- _Work to complete_
Each record must be retyped in full. No character may differ.
* * *
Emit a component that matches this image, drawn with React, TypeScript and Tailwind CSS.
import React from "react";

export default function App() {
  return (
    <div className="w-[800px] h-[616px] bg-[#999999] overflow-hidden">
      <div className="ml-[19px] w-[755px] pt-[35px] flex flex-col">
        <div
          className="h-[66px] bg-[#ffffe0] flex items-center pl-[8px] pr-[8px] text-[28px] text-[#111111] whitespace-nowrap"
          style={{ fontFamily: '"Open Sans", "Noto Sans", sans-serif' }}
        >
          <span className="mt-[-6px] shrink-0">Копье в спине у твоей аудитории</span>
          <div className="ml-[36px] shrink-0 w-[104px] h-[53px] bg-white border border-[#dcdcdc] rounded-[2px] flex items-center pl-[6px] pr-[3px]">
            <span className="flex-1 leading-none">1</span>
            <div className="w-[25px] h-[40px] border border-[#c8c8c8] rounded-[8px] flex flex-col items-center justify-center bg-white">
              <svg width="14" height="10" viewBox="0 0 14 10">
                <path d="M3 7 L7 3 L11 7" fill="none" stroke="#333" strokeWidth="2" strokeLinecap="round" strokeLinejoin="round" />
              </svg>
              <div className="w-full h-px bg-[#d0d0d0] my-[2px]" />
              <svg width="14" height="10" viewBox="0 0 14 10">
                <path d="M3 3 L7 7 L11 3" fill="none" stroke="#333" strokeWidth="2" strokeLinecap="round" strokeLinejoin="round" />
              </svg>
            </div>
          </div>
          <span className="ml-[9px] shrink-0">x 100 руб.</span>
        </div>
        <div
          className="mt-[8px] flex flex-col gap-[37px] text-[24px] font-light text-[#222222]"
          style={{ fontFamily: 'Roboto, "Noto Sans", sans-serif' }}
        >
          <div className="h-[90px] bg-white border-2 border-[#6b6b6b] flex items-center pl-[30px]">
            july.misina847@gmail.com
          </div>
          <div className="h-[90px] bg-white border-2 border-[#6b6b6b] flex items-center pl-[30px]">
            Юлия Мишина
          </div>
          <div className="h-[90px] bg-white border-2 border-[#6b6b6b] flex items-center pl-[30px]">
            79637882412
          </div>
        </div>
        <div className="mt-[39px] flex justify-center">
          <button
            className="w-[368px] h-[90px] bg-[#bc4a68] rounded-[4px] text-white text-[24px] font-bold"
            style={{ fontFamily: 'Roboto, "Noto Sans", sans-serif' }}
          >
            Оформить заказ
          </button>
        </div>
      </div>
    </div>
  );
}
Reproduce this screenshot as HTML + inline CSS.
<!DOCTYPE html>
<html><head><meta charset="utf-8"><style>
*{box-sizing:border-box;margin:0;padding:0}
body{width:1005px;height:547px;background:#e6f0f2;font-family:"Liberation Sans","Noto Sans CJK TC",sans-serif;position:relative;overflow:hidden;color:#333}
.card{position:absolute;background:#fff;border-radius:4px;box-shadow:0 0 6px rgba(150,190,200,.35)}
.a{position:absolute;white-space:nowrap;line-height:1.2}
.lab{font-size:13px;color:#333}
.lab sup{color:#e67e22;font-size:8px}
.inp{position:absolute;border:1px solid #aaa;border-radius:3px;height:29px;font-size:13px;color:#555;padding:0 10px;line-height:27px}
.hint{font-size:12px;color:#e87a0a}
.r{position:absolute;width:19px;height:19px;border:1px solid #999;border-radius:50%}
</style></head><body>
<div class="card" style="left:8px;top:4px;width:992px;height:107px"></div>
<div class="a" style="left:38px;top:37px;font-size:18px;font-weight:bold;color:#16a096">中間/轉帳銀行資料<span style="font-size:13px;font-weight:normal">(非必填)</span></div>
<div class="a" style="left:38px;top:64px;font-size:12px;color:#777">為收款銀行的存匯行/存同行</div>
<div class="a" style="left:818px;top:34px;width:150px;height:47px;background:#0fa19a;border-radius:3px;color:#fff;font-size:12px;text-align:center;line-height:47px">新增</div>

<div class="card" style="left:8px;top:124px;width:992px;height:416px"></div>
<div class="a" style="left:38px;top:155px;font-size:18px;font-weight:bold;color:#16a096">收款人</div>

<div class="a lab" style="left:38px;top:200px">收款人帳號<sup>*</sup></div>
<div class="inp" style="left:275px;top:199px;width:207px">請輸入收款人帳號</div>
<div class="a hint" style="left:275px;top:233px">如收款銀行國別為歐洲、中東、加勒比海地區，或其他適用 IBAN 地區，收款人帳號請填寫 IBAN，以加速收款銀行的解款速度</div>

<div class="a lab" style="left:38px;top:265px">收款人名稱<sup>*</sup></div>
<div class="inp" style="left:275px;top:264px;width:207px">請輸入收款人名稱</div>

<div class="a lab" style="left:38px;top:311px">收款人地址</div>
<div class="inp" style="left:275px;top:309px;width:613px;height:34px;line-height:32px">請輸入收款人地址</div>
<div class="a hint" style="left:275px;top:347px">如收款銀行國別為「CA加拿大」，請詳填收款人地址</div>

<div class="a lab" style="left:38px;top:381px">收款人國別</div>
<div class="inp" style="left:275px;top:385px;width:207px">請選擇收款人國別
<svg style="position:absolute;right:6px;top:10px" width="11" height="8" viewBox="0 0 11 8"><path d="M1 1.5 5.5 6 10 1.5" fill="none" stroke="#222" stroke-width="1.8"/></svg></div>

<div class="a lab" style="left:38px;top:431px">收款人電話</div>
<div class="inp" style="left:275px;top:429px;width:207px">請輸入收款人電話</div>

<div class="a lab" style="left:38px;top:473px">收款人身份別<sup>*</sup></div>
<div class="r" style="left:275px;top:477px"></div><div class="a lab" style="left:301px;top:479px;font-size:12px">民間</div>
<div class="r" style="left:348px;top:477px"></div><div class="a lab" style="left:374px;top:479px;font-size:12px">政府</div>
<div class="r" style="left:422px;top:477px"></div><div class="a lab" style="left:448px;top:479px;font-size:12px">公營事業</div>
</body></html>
* * *
- _Solution to the problem_
Emit a component that matches this image, drawn with React, TypeScript and Tailwind CSS.
import React from "react";

export default function App() {
  return (
    <div className="w-[800px] h-[616px] bg-[#999999] overflow-hidden">
      <div className="ml-[19px] w-[755px] pt-[35px] flex flex-col">
        <div
          className="h-[66px] bg-[#ffffe0] flex items-center pl-[8px] pr-[8px] text-[28px] text-[#111111] whitespace-nowrap"
          style={{ fontFamily: '"Open Sans", "Noto Sans", sans-serif' }}
        >
          <span className="mt-[-6px] shrink-0">Копье в спине у твоей аудитории</span>
          <div className="ml-[36px] shrink-0 w-[104px] h-[53px] bg-white border border-[#dcdcdc] rounded-[2px] flex items-center pl-[6px] pr-[3px]">
            <span className="flex-1 leading-none">1</span>
            <div className="w-[25px] h-[40px] border border-[#c8c8c8] rounded-[8px] flex flex-col items-center justify-center bg-white">
              <svg width="14" height="10" viewBox="0 0 14 10">
                <path d="M3 7 L7 3 L11 7" fill="none" stroke="#333" strokeWidth="2" strokeLinecap="round" strokeLinejoin="round" />
              </svg>
              <div className="w-full h-px bg-[#d0d0d0] my-[2px]" />
              <svg width="14" height="10" viewBox="0 0 14 10">
                <path d="M3 3 L7 7 L11 3" fill="none" stroke="#333" strokeWidth="2" strokeLinecap="round" strokeLinejoin="round" />
              </svg>
            </div>
          </div>
          <span className="ml-[9px] shrink-0">x 100 руб.</span>
        </div>
        <div
          className="mt-[8px] flex flex-col gap-[37px] text-[24px] font-light text-[#222222]"
          style={{ fontFamily: 'Roboto, "Noto Sans", sans-serif' }}
        >
          <div className="h-[90px] bg-white border-2 border-[#6b6b6b] flex items-center pl-[30px]">
            july.misina847@gmail.com
          </div>
          <div className="h-[90px] bg-white border-2 border-[#6b6b6b] flex items-center pl-[30px]">
            Юлия Мишина
          </div>
          <div className="h-[90px] bg-white border-2 border-[#6b6b6b] flex items-center pl-[30px]">
            79637882412
          </div>
        </div>
        <div className="mt-[39px] flex justify-center">
          <button
            className="w-[368px] h-[90px] bg-[#bc4a68] rounded-[4px] text-white text-[24px] font-bold"
            style={{ fontFamily: 'Roboto, "Noto Sans", sans-serif' }}
          >
            Оформить заказ
          </button>
        </div>
      </div>
    </div>
  );
}
Reproduce this screenshot as HTML + inline CSS.
<!DOCTYPE html>
<html><head><meta charset="utf-8"><style>
*{box-sizing:border-box;margin:0;padding:0}
body{width:1005px;height:547px;background:#e6f0f2;font-family:"Liberation Sans","Noto Sans CJK TC",sans-serif;position:relative;overflow:hidden;color:#333}
.card{position:absolute;background:#fff;border-radius:4px;box-shadow:0 0 6px rgba(150,190,200,.35)}
.a{position:absolute;white-space:nowrap;line-height:1.2}
.lab{font-size:13px;color:#333}
.lab sup{color:#e67e22;font-size:8px}
.inp{position:absolute;border:1px solid #aaa;border-radius:3px;height:29px;font-size:13px;color:#555;padding:0 10px;line-height:27px}
.hint{font-size:12px;color:#e87a0a}
.r{position:absolute;width:19px;height:19px;border:1px solid #999;border-radius:50%}
</style></head><body>
<div class="card" style="left:8px;top:4px;width:992px;height:107px"></div>
<div class="a" style="left:38px;top:37px;font-size:18px;font-weight:bold;color:#16a096">中間/轉帳銀行資料<span style="font-size:13px;font-weight:normal">(非必填)</span></div>
<div class="a" style="left:38px;top:64px;font-size:12px;color:#777">為收款銀行的存匯行/存同行</div>
<div class="a" style="left:818px;top:34px;width:150px;height:47px;background:#0fa19a;border-radius:3px;color:#fff;font-size:12px;text-align:center;line-height:47px">新增</div>

<div class="card" style="left:8px;top:124px;width:992px;height:416px"></div>
<div class="a" style="left:38px;top:155px;font-size:18px;font-weight:bold;color:#16a096">收款人</div>

<div class="a lab" style="left:38px;top:200px">收款人帳號<sup>*</sup></div>
<div class="inp" style="left:275px;top:199px;width:207px">請輸入收款人帳號</div>
<div class="a hint" style="left:275px;top:233px">如收款銀行國別為歐洲、中東、加勒比海地區，或其他適用 IBAN 地區，收款人帳號請填寫 IBAN，以加速收款銀行的解款速度</div>

<div class="a lab" style="left:38px;top:265px">收款人名稱<sup>*</sup></div>
<div class="inp" style="left:275px;top:264px;width:207px">請輸入收款人名稱</div>

<div class="a lab" style="left:38px;top:311px">收款人地址</div>
<div class="inp" style="left:275px;top:309px;width:613px;height:34px;line-height:32px">請輸入收款人地址</div>
<div class="a hint" style="left:275px;top:347px">如收款銀行國別為「CA加拿大」，請詳填收款人地址</div>

<div class="a lab" style="left:38px;top:381px">收款人國別</div>
<div class="inp" style="left:275px;top:385px;width:207px">請選擇收款人國別
<svg style="position:absolute;right:6px;top:10px" width="11" height="8" viewBox="0 0 11 8"><path d="M1 1.5 5.5 6 10 1.5" fill="none" stroke="#222" stroke-width="1.8"/></svg></div>

<div class="a lab" style="left:38px;top:431px">收款人電話</div>
<div class="inp" style="left:275px;top:429px;width:207px">請輸入收款人電話</div>

<div class="a lab" style="left:38px;top:473px">收款人身份別<sup>*</sup></div>
<div class="r" style="left:275px;top:477px"></div><div class="a lab" style="left:301px;top:479px;font-size:12px">民間</div>
<div class="r" style="left:348px;top:477px"></div><div class="a lab" style="left:374px;top:479px;font-size:12px">政府</div>
<div class="r" style="left:422px;top:477px"></div><div class="a lab" style="left:448px;top:479px;font-size:12px">公營事業</div>
</body></html>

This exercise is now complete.